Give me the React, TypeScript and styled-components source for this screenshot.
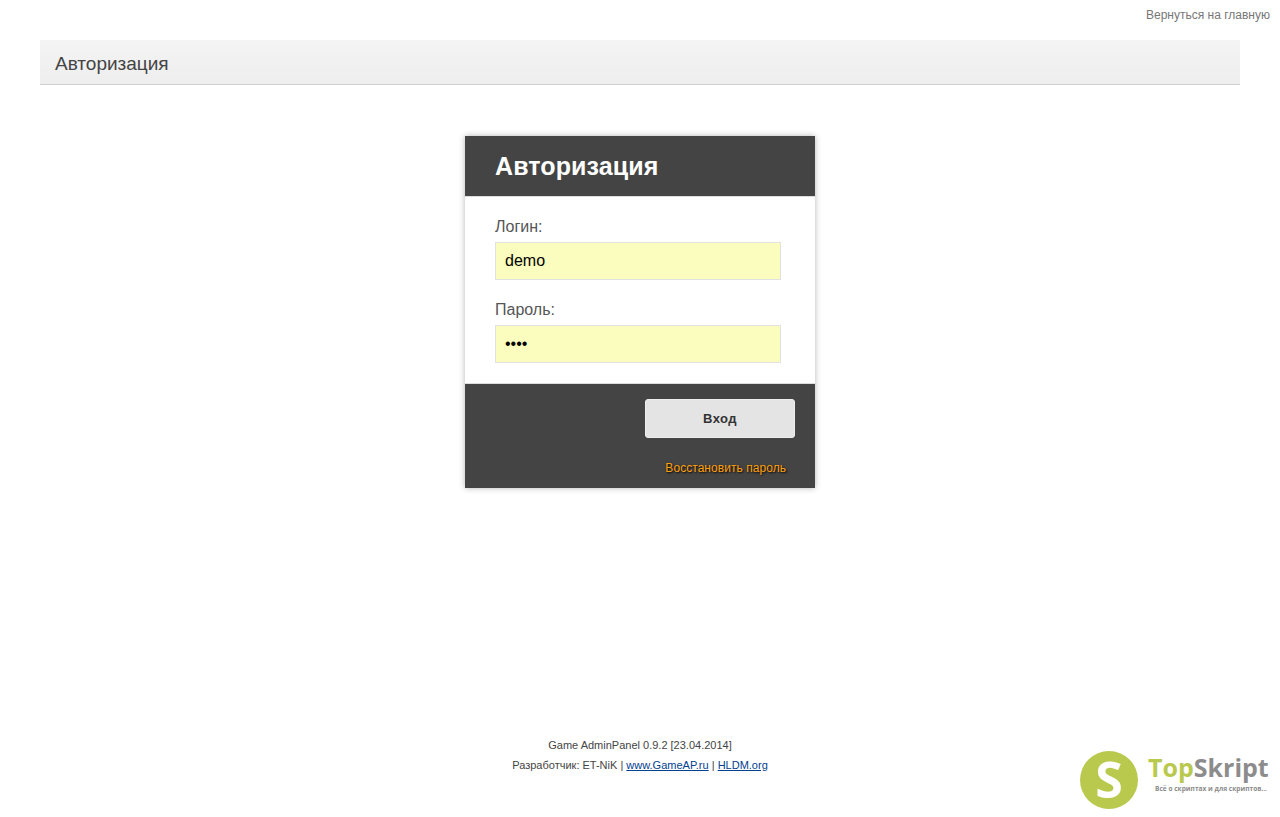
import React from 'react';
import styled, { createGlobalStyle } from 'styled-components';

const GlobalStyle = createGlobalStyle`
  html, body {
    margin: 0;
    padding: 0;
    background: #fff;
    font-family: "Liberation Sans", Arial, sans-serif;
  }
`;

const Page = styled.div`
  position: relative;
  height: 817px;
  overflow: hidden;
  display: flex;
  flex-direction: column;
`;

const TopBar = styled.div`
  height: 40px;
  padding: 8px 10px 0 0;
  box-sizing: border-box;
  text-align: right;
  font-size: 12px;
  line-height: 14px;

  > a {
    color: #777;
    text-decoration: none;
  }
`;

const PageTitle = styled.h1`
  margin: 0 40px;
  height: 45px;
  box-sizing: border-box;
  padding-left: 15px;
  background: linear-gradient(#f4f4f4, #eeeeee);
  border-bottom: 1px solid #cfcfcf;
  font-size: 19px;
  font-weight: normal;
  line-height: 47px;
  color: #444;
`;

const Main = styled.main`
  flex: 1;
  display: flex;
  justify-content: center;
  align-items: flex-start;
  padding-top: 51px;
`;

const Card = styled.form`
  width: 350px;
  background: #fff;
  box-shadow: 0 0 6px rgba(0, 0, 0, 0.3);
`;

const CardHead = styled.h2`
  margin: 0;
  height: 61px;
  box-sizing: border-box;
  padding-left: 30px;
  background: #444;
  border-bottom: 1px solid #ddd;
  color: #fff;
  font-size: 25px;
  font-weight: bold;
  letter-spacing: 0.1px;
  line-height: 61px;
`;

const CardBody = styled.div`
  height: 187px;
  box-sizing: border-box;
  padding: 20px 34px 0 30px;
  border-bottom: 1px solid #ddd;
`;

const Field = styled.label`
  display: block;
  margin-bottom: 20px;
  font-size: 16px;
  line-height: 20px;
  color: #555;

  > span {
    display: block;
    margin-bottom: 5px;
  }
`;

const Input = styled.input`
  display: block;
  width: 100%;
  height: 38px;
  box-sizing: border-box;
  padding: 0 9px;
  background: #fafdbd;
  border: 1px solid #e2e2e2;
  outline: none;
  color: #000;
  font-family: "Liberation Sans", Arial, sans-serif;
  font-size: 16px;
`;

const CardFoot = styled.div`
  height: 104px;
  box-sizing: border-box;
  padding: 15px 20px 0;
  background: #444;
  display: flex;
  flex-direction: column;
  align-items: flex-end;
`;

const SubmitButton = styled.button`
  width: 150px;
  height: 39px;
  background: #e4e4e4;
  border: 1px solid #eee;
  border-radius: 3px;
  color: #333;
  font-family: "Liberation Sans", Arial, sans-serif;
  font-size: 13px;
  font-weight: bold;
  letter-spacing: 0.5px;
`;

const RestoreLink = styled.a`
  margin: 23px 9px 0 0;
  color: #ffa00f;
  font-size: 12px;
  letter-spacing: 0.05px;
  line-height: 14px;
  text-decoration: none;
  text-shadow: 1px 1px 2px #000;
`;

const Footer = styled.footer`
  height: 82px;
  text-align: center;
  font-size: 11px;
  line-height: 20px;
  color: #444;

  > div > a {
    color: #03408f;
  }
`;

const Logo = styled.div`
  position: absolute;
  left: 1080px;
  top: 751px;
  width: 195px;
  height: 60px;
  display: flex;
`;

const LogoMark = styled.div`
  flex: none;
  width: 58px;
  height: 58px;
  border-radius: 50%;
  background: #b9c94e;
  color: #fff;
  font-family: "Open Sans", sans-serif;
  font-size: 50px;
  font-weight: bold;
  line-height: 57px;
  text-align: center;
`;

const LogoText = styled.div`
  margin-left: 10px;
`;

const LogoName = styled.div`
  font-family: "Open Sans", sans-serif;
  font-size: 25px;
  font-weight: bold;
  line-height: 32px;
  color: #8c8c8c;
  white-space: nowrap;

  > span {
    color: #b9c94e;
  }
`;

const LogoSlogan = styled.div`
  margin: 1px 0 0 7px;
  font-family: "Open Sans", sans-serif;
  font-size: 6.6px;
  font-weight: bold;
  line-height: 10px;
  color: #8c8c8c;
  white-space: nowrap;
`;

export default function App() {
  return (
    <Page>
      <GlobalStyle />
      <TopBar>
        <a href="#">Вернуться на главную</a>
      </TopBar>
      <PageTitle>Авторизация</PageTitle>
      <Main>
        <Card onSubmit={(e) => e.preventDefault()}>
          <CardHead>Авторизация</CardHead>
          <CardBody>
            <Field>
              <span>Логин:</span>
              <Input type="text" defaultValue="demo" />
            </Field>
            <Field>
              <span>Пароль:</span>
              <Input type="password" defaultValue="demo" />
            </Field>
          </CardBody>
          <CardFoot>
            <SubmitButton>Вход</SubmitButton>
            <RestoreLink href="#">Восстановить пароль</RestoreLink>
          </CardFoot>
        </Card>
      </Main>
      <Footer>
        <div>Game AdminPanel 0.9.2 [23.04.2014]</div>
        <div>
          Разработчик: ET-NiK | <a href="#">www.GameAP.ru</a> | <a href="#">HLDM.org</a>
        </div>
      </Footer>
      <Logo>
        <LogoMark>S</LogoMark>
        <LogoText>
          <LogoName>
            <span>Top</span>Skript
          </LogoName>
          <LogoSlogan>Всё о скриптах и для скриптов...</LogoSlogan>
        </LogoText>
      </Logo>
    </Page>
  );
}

...

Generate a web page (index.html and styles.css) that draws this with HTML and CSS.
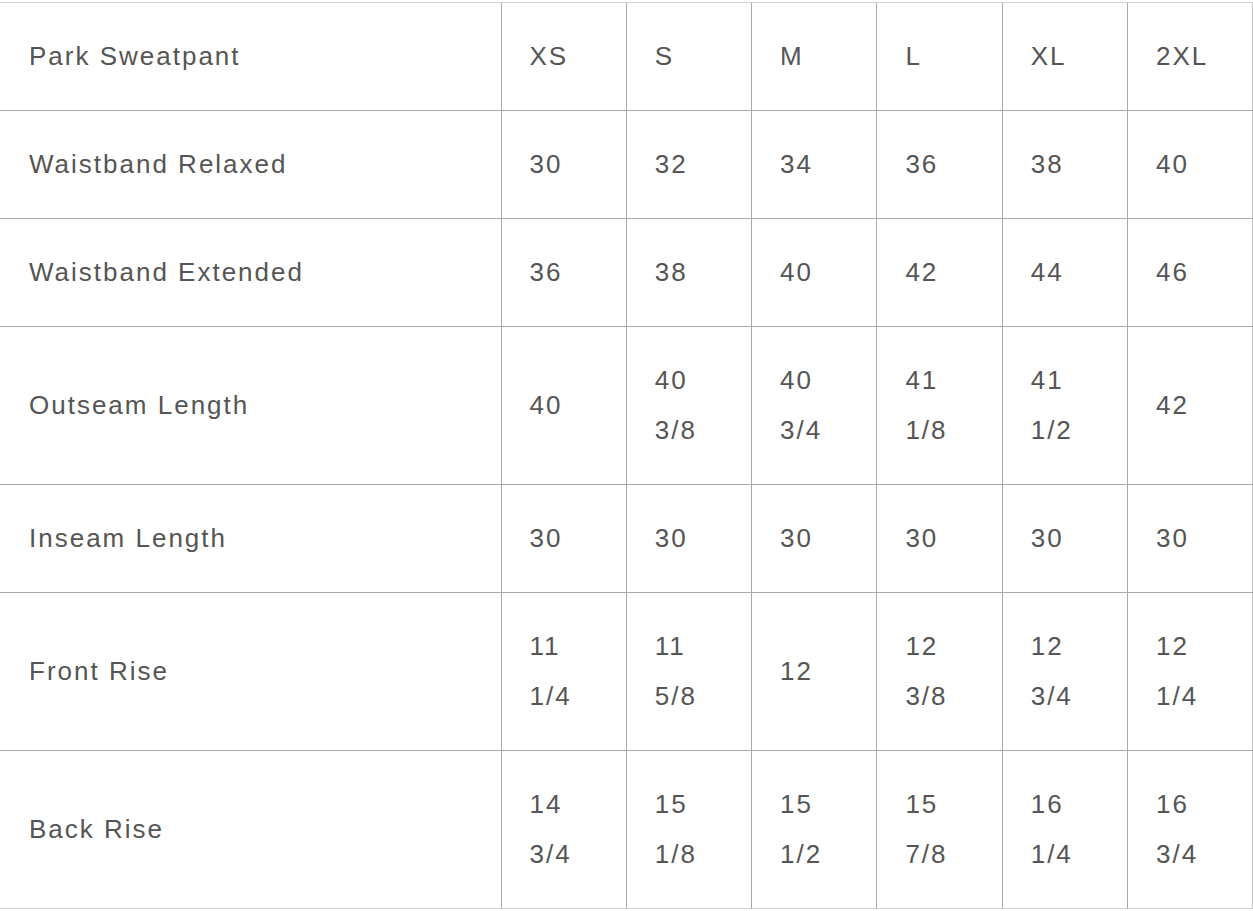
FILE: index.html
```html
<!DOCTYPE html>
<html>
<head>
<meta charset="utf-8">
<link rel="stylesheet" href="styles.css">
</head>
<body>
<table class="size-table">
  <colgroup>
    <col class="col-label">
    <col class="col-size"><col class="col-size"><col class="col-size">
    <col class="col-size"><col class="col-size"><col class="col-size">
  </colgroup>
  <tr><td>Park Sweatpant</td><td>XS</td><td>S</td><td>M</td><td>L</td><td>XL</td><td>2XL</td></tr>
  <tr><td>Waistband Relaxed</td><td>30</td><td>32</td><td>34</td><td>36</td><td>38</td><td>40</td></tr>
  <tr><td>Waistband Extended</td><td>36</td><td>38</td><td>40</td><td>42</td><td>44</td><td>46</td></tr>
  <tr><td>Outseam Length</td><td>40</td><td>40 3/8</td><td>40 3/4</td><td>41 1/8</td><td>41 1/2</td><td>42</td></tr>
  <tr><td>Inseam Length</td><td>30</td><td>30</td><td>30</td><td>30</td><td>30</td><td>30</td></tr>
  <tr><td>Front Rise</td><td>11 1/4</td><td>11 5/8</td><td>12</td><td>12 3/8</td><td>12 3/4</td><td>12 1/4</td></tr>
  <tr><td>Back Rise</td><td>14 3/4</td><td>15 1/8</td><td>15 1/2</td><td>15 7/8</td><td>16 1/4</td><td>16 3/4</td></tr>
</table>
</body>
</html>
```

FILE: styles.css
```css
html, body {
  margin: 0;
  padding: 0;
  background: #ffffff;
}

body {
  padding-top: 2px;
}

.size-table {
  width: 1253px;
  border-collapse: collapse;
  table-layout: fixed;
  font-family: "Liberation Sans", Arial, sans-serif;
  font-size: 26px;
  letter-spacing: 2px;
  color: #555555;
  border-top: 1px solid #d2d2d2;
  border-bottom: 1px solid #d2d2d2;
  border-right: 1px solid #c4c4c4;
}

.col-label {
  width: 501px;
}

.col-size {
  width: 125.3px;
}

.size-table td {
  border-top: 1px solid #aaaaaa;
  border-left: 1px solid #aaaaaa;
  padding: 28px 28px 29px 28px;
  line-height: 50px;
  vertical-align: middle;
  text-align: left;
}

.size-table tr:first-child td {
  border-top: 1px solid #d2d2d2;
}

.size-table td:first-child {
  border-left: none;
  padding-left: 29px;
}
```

---

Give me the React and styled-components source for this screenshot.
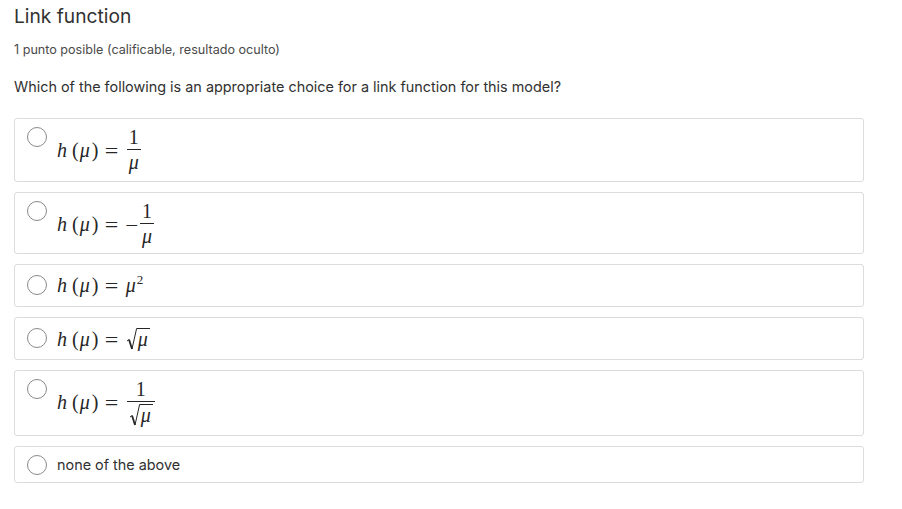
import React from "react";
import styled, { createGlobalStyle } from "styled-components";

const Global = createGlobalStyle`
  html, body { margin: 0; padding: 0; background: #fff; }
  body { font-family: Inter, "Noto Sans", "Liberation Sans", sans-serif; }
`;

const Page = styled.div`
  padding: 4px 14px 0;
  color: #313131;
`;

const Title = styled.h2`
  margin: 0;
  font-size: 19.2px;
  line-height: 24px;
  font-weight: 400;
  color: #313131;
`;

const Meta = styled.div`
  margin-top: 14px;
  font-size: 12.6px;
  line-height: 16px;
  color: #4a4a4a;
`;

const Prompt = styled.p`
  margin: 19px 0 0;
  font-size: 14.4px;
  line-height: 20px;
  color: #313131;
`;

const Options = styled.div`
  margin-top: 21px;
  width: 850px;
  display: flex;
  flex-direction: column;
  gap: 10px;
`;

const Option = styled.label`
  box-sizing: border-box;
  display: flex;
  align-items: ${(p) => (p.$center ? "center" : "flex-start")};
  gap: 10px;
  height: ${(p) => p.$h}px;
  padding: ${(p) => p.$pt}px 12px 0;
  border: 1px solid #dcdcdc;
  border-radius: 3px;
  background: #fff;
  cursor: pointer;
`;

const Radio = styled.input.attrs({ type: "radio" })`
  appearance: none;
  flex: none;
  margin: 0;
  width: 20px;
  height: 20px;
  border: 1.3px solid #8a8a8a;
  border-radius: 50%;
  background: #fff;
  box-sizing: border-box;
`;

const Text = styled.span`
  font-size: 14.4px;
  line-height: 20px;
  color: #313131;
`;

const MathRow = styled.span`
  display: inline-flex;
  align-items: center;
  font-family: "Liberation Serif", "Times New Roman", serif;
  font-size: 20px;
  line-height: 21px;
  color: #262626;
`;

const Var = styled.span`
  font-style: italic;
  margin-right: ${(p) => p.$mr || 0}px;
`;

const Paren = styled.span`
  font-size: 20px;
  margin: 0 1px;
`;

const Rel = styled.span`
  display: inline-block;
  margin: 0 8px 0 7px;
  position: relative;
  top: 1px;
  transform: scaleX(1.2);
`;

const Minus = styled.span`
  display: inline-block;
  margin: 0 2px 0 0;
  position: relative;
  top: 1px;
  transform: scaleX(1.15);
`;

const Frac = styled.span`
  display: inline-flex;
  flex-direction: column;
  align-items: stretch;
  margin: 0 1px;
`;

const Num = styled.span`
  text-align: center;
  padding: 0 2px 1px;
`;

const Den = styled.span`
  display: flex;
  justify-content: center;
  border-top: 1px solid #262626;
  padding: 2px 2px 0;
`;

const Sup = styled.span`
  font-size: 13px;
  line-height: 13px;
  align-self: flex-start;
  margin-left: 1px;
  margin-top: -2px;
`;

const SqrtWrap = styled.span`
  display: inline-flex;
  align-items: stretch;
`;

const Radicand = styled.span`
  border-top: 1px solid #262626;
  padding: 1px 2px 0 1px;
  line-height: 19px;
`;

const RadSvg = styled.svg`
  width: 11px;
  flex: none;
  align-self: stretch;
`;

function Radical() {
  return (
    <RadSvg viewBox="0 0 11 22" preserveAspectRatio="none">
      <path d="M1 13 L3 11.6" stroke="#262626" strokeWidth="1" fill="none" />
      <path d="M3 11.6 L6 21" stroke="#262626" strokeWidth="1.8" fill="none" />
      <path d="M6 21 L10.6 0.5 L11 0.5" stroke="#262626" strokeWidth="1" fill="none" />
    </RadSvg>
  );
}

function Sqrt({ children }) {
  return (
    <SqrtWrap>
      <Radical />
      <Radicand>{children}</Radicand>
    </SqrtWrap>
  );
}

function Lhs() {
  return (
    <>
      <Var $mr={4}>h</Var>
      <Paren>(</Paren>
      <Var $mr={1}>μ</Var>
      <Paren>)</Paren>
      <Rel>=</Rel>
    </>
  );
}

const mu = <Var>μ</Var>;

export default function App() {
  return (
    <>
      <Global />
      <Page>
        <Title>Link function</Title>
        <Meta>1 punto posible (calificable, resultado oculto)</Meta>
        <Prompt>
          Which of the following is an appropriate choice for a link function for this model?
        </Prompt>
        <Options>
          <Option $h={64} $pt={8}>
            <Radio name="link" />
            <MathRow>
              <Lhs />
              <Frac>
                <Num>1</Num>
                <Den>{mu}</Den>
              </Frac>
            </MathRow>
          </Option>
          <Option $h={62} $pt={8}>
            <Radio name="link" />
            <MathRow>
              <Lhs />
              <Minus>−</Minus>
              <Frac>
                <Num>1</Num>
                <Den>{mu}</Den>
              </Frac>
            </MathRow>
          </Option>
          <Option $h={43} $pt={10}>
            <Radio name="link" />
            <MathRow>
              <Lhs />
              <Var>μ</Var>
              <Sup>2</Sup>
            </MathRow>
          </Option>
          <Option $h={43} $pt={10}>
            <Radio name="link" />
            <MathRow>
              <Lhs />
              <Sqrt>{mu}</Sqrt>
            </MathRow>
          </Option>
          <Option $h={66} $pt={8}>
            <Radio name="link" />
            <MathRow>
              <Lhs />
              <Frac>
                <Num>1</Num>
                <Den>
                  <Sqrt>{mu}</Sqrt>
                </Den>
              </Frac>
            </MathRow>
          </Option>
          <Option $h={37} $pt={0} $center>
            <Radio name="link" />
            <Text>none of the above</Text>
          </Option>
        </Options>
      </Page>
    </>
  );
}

# WRITTEN EXERCISE:
Pull out every line holding "React" from the records above, and copy it.

# SOLUTION:
Give me the React, TypeScript and styled-components source for this screenshot.
import React from 'react';
Give me the React and styled-components source for this screenshot.
import React from "react";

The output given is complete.